Touchés de plein fouet, les paysans n’ont plus de réserves et dépourvus de liquidités, ils voient leur quotidien s’assombrir. De tout temps d’ailleurs, ils n’ont cessé de prôner le maintien de l’agriculture vivrière, dite, par euphémisme, « agriculture familiale ». Elle est perçue comme vitale en période de crise puisqu’elle accroit la résilience des paysans face à des pénuries ou des rétentions. Ils sont nombreux, ingénieurs agricoles, politiques, décideurs et dirigeants d’instituts à valider la pertinence des périmètres domestiques.
La souveraineté alimentaire est à ce prix, estiment-ils. De même que la sûreté alimentaire qui en est le corollaire. Car, mieux vaut inciter les agriculteurs à produire ce qu’ils consomment plutôt que de les assujettir à des importations aléatoires. Une crise de la faim est vite arrivée. Qu’adviendrait-il si les pays producteurs de riz stoppaient les exportations de la céréale au motif que des risques de pénuries planent. Les gros pays producteurs d’Asie (Chine, Inde, Cambodge, Vietnam) ont accru leurs réserves stratégiques au point d’annuler les quantités destinées au marché international.
En clair, si les pays importateurs n’inversent pas les priorités (et à temps) la crainte d’une crise de la faim pourrait déferler en Afrique avec des conséquences incalculables. Selon la FAO, 11 % de la population mondiale souffre de faim. L’organisation, qui a son siège à Rome, redoute une extension de la vulnérabilité devant toucher désormais de nouvelles couches sociales jusque-là épargnées.
De plus en plus de voix s’élèvent pour prôner un renversement de perspective en rectifiant la trajectoire de l’agriculture sénégalaise et africaine. C’est maintenant qu’il faut emblaver davantage de terres pour s’adonner à la culture du riz. La vallée s’y prête. Avec quelque 240 mille hectares il est possible d’enrayer un éventuel déficit vivrier qui serait ressenti comme une atteinte à toute dignité. Une bourrasque sociale et économique, bien qu’imprévisible, ne devrait pas être écartée.
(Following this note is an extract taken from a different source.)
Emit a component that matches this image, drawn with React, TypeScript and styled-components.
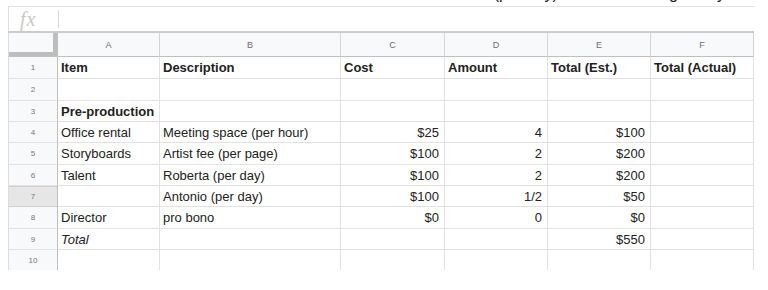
import React from "react";
import styled, { createGlobalStyle } from "styled-components";

const Global = createGlobalStyle`
  html, body { margin: 0; padding: 0; background: #ffffff; }
  body { font-family: "Liberation Sans", Arial, sans-serif; }
`;

const Page = styled.div`
  width: 768px;
  height: 290px;
  overflow: hidden;
  padding-left: 8px;
  box-sizing: border-box;
`;

const Caption = styled.div`
  height: 6px;
  overflow: hidden;
  width: 747px;
`;

const CaptionLine = styled.div`
  margin-top: -16px;
  font-size: 16px;
  line-height: 20px;
  color: #222;
  text-align: right;
  padding-right: 30px;
  white-space: nowrap;
`;

const FormulaBar = styled.div`
  width: 747px;
  height: 25px;
  box-sizing: border-box;
  border-top: 1px solid #e3e3e3;
  border-left: 1px solid #e0e0e0;
  display: flex;
  align-items: center;
`;

const FxLabel = styled.div`
  width: 49px;
  box-sizing: border-box;
  padding-left: 11px;
  font-family: "Liberation Serif", "Times New Roman", serif;
  font-style: italic;
  font-size: 20px;
  color: #c8c8c8;
  letter-spacing: 1px;
`;

const FxDivider = styled.div`
  width: 1px;
  height: 18px;
  background: #dadada;
`;

const Sheet = styled.div`
  display: grid;
  grid-template-columns: 50px 102px 181px 104px 103px 103px 103px;
  grid-template-rows: 24px 22px 22px 21px 21px 22px 21px 21px 22px 21px 20px;
  border-top: 2px solid #cbcbcb;
  width: 746px;
`;

const Corner = styled.div`
  background: #f8f9fa;
  border-left: 1px solid #dcdcdc;
  border-right: 1px solid #c0c0c0;
  border-bottom: 1px solid #c0c0c0;
  box-sizing: border-box;
  position: relative;
  &::after {
    content: "";
    position: absolute;
    right: 0;
    bottom: 0;
    width: 100%;
    height: 100%;
    box-sizing: border-box;
    border-right: 4px solid #bdbdbd;
    border-bottom: 4px solid #bdbdbd;
  }
`;

const ColHead = styled.div`
  background: #f8f9fa;
  border-right: 1px solid #d4d4d4;
  border-bottom: 1px solid #c0c0c0;
  box-sizing: border-box;
  display: flex;
  align-items: center;
  justify-content: center;
  font-size: 9px;
  color: #6f6f6f;
  padding-top: 1px;
`;

const RowHead = styled.div<{ $active?: boolean; $last?: boolean }>`
  background: ${(p) => (p.$active ? "#e6e6e6" : "#f8f9fa")};
  border-left: 1px solid #dcdcdc;
  border-right: 1px solid #c0c0c0;
  border-bottom: ${(p) => (p.$last ? "none" : p.$active ? "1px solid #cfcfcf" : "1px solid #e2e2e2")};
  ${(p) => (p.$active ? "box-shadow: inset 0 1px 0 #cfcfcf;" : "")}
  box-sizing: border-box;
  display: flex;
  align-items: center;
  justify-content: center;
  font-size: 8px;
  color: #777;
`;

const Cell = styled.div<{ $align?: "left" | "right"; $bold?: boolean; $italic?: boolean; $last?: boolean }>`
  border-right: 1px solid #e2e2e2;
  border-bottom: ${(p) => (p.$last ? "none" : "1px solid #e2e2e2")};
  box-sizing: border-box;
  display: flex;
  align-items: center;
  justify-content: ${(p) => (p.$align === "right" ? "flex-end" : "flex-start")};
  padding: 0 5px 0 3px;
  font-size: 13px;
  color: #222;
  font-weight: ${(p) => (p.$bold ? 700 : 400)};
  font-style: ${(p) => (p.$italic ? "italic" : "normal")};
  white-space: nowrap;
  overflow: hidden;
`;

type Row = {
  cells: string[];
  bold?: boolean;
  italic?: boolean;
  active?: boolean;
  heading?: boolean;
};

const rows: Row[] = [
  { cells: ["Item", "Description", "Cost", "Amount", "Total (Est.)", "Total (Actual)"], bold: true, heading: true },
  { cells: ["", "", "", "", "", ""] },
  { cells: ["Pre-production", "", "", "", "", ""], bold: true },
  { cells: ["Office rental", "Meeting space (per hour)", "$25", "4", "$100", ""] },
  { cells: ["Storyboards", "Artist fee (per page)", "$100", "2", "$200", ""] },
  { cells: ["Talent", "Roberta (per day)", "$100", "2", "$200", ""] },
  { cells: ["", "Antonio (per day)", "$100", "1/2", "$50", ""], active: true },
  { cells: ["Director", "pro bono", "$0", "0", "$0", ""] },
  { cells: ["Total", "", "", "", "$550", ""], italic: true },
  { cells: ["", "", "", "", "", ""] },
];

const cols = ["A", "B", "C", "D", "E", "F"];

export default function App() {
  return (
    <Page>
      <Global />
      <Caption>
        <CaptionLine>the item cost (per day) and amount to get it by</CaptionLine>
      </Caption>
      <FormulaBar>
        <FxLabel>fx</FxLabel>
        <FxDivider />
      </FormulaBar>
      <Sheet>
        <Corner />
        {cols.map((c) => (
          <ColHead key={c}>{c}</ColHead>
        ))}
        {rows.map((r, i) => {
          const last = i === rows.length - 1;
          return (
            <React.Fragment key={i}>
              <RowHead $active={r.active} $last={last}>{i + 1}</RowHead>
              {r.cells.map((v, j) => (
                <Cell
                  key={j}
                  $align={j >= 2 && !r.heading ? "right" : "left"}
                  $bold={r.bold}
                  $italic={r.italic && j === 0}
                  $last={last}
                >
                  {v}
                </Cell>
              ))}
            </React.Fragment>
          );
        })}
      </Sheet>
    </Page>
  );
}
Evidemment, l‘inversion des priorités, dictée par cette crise sanitaire transforme une partie entière de notre politique agricole en château de carte ébranlé dans ses fondements. Une lucidité s’impose pour apprécier les conséquences de la crise comme une série d’opportunités devant remettre en selle l’agriculture. Il remet au goût du jour ses objectifs et sa finalité afin de réconcilier les Sénégalais avec la préférence nationale, sans chauvinisme toutefois.